Le Forestier en chef invitait récemment à une réflexion sur nos pratiques d’aménagement. Nous souscrivons à cette idée, mais que faire ?

D’abord ne pas nuire

L’immensité du territoire québécois est difficile à visualiser. Notre forêt est vaste et peu habitée. Notre capacité d’intervention reste limitée et l’intention de transformer la forêt pour la rendre moins vulnérable ne peut s’inscrire que sur le long terme. Force est d’admettre qu’au cours des prochaines décennies, face au feu, la forêt sera en quelque sorte livrée à elle-même.

La forêt boréale possède des mécanismes écologiques qui lui confèrent une résilience naturelle. La plupart du temps, elle se régénère d’elle-même. Toutefois, les peuplements jeunes sont davantage vulnérables à subir des échecs de régénération étant donné que leurs arbres n’ont pas eu le temps de développer leurs cônes. Or, au cours des dernières décennies, nous avons considérablement rajeuni la forêt en pratiquant des coupes à grande échelle. À certains endroits, la proportion de jeunes peuplements a tant augmenté que la probabilité d’échec de régénération a pratiquement doublé.

Avec de plus en plus de peuplements jeunes et des incendies de plus en plus fréquents, nous courons vers une coûteuse catastrophe.

Selon certaines prévisions, il y aura environ 300 000 hectares de forêts mal régénérées à la suite des incendies qui ont touché les peuplements jeunes (souvent issus de coupe). La remise en production de ces sites sera une tâche difficile et onéreuse. Nous estimons qu’elle coûtera probablement autour de 2 milliards de dollars et sera techniquement difficile à réaliser. Et il est clair que de telles dépenses s’imposeront à chaque fois que nous connaîtrons des saisons d’incendies importants. Ce pourrait devenir un gouffre financier pour l’État québécois. Il faudra à chaque fois dépenser cet argent ou se résigner à assister à une dégradation progressive du couvert forestier.

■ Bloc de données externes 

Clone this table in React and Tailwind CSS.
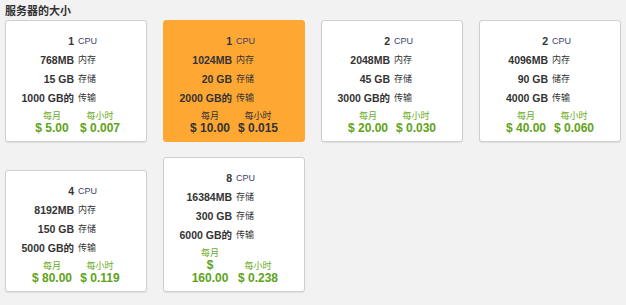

Il est toutefois possible de limiter l’aggravation de ce problème à court terme. Pour ce faire, il faut maintenir davantage d’arbres aptes à se régénérer naturellement en réduisant le taux de coupe actuel. De plus, là où des coupes seront pratiquées, la rétention d’au minimum 10 % d’arbres semenciers assurerait une meilleure régénération. Ces gestes sont des exemples d’actions à effet immédiat sur la résilience de la forêt.

Nous avons à notre disposition des mécanismes naturels qui peuvent opérer « gratuitement » si nous savons les préserver et les renforcer. Si nous les affaiblissons, les problèmes et les coûts s’aggraveront.

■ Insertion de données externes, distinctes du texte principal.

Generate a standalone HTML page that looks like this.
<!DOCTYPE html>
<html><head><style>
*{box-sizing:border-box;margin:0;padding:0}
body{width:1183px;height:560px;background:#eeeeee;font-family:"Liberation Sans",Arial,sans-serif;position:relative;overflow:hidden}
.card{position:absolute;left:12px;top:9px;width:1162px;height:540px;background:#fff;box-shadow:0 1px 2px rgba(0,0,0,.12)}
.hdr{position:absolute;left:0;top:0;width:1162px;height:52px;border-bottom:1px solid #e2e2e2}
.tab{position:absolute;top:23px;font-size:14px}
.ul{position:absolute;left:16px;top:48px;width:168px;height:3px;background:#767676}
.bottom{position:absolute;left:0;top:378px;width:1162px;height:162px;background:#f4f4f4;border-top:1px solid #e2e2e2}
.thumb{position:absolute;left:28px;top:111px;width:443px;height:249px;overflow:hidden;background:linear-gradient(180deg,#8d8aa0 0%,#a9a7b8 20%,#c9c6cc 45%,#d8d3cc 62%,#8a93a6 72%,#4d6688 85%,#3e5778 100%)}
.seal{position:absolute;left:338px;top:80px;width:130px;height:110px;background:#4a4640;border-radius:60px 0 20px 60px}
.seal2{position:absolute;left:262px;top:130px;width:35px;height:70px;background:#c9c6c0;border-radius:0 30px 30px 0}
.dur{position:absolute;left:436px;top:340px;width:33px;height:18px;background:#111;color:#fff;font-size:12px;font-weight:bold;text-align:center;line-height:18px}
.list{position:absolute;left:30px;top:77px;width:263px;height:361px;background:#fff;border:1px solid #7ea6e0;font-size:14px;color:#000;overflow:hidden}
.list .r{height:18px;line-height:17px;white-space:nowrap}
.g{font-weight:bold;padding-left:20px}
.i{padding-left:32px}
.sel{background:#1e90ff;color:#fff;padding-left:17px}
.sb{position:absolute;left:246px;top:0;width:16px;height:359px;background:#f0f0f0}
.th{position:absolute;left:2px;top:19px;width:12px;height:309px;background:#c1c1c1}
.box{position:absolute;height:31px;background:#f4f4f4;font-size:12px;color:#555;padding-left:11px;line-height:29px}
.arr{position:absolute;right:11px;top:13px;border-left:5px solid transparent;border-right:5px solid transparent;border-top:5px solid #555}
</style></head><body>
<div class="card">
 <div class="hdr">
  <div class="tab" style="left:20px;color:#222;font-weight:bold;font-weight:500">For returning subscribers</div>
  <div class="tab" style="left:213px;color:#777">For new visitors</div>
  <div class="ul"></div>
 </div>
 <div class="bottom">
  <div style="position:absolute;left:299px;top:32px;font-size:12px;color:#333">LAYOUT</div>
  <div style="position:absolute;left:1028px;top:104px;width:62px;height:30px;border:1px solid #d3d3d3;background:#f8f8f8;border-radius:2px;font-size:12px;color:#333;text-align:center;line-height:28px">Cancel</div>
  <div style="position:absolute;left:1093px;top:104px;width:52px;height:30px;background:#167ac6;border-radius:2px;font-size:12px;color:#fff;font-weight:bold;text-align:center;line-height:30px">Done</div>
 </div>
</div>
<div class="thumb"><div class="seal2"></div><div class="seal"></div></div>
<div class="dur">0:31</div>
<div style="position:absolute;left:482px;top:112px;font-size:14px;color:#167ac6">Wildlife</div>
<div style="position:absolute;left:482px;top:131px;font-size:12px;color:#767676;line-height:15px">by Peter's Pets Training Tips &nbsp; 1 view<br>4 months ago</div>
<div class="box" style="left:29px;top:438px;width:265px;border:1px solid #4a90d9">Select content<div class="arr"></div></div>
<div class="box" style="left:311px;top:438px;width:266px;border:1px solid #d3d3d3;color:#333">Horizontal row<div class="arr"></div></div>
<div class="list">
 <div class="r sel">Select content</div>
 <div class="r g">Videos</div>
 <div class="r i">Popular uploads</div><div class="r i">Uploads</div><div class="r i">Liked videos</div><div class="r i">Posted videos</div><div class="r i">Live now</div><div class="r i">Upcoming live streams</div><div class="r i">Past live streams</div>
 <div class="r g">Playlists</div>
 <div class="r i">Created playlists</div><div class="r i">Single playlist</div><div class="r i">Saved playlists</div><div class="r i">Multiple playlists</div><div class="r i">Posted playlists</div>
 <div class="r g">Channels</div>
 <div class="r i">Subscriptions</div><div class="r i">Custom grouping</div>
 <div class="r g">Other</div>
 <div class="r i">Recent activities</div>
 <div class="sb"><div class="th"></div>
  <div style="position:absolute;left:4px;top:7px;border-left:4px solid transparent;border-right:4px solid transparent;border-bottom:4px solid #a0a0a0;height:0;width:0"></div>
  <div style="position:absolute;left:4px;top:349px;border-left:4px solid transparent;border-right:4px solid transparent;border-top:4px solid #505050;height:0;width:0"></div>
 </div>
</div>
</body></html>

Un chantier comme un laboratoire

Avec l’augmentation de la fréquence des incendies, il est possible que nous ne puissions qu’atténuer leurs effets sans empêcher la forêt de reculer. En plus de ne pas nuire aux processus naturels, d’autres options doivent être envisagées. L’idée de modifier la composition et la disposition des forêts pour contrer la propagation des incendies mérite d’être explorée avec rigueur. Si cette approche est faisable près des installations humaines, elle sera plus difficile à appliquer dans la grande forêt publique. Plusieurs options sont envisageables, mais aucune n’a encore fait l’objet d’analyses rigoureuses et d’expérimentations concrètes.

Le gouvernement est placé devant l’obligation d’entreprendre un vaste chantier de remise en production des forêts mal régénérées dans l’immédiat. Nous voyons là une occasion pour réaliser un banc d’essai d’envergure. Tester et mettre au point de nouvelles façons de faire permettrait de préparer le terrain pour la mise en place d’une stratégie d’adaptation sur des bases solides.

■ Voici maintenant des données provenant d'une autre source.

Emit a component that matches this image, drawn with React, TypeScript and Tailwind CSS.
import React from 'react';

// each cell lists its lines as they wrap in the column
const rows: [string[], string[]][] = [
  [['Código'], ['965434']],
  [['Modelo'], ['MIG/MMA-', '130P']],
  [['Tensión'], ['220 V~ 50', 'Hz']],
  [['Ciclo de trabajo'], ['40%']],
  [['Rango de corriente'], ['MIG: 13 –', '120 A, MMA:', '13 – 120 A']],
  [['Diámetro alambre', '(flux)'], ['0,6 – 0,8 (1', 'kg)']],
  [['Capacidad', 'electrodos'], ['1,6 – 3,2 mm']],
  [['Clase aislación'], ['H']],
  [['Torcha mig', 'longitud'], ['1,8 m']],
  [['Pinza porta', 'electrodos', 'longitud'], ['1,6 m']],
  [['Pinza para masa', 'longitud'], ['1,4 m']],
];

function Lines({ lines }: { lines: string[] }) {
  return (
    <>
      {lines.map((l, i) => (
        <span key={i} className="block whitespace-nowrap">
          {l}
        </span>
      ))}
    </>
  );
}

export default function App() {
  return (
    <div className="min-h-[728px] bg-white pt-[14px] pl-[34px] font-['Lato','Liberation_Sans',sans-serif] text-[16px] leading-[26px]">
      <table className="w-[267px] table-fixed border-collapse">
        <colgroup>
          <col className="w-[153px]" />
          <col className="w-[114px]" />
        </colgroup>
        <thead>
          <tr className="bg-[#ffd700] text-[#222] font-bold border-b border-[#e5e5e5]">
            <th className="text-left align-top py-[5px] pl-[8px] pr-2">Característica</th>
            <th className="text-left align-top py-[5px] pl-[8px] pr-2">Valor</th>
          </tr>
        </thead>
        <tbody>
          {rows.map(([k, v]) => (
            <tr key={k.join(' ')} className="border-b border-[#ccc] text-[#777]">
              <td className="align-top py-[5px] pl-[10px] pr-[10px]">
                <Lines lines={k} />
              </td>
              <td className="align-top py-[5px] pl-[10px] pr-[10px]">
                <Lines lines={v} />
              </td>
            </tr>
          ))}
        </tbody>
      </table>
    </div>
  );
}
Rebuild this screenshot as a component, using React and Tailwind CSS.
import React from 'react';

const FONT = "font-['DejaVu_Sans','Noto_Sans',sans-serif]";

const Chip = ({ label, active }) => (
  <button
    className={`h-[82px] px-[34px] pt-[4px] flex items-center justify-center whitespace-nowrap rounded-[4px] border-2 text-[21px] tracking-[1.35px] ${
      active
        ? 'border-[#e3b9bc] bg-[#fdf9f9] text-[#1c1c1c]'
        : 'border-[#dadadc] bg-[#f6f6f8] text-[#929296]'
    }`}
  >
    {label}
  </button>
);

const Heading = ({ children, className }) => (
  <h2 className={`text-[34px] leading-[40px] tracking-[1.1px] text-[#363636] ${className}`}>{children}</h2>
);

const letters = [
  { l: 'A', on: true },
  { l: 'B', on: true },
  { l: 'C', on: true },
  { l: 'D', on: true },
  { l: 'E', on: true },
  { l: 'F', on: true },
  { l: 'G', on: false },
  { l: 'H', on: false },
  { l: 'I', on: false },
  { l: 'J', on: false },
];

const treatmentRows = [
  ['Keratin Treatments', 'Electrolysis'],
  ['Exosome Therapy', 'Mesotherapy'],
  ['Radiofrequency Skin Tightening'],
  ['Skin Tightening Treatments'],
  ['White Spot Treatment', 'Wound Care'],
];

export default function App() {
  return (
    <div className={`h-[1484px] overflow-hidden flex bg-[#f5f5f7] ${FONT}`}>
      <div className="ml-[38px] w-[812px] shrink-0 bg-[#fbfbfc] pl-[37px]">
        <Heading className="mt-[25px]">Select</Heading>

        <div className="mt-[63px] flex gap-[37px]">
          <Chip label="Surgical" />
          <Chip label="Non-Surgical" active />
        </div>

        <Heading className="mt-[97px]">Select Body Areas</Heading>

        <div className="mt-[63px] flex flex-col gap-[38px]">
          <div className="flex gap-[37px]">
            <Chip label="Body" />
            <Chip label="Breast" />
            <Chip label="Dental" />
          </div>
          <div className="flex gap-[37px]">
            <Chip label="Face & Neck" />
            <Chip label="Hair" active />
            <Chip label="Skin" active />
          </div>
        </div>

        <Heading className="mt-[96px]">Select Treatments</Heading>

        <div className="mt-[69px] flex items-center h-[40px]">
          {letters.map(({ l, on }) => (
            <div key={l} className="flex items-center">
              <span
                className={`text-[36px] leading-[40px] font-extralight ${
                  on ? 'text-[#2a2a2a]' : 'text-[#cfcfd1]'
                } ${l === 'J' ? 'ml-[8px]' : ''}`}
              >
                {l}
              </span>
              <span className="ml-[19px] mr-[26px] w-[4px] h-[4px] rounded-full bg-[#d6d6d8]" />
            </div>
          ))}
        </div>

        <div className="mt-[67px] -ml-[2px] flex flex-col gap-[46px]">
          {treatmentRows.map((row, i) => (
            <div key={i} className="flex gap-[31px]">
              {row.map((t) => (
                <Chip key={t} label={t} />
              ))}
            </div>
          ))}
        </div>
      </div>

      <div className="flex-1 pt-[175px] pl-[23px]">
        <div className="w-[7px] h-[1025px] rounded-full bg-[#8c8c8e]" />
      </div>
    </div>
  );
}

Un tel banc d’essai permettrait aussi de préciser les objectifs poursuivis. La quantité de bois produit ne devrait certainement pas être le seul critère. Les conséquences sur le bilan carbone, la biodiversité sont aussi des éléments incontournables. L’intérêt des Premières Nations ne peut non plus être ignoré.

On ne peut envisager de modifier la composition forestière des territoires ancestraux sans impliquer les communautés autochtones en amont dans la réflexion.

Une transition économique à amorcer maintenant

Nous le savons tous, le feu frappera encore. Les incendies forestiers répétés auront un impact sur la quantité de bois disponible pour l’industrie. Si l’option d’augmenter la proportion de feuillus dans les forêts est retenue, la raréfaction du bois résineux s’accentuera. L’industrie sera forcée de changer. C’est inéluctable.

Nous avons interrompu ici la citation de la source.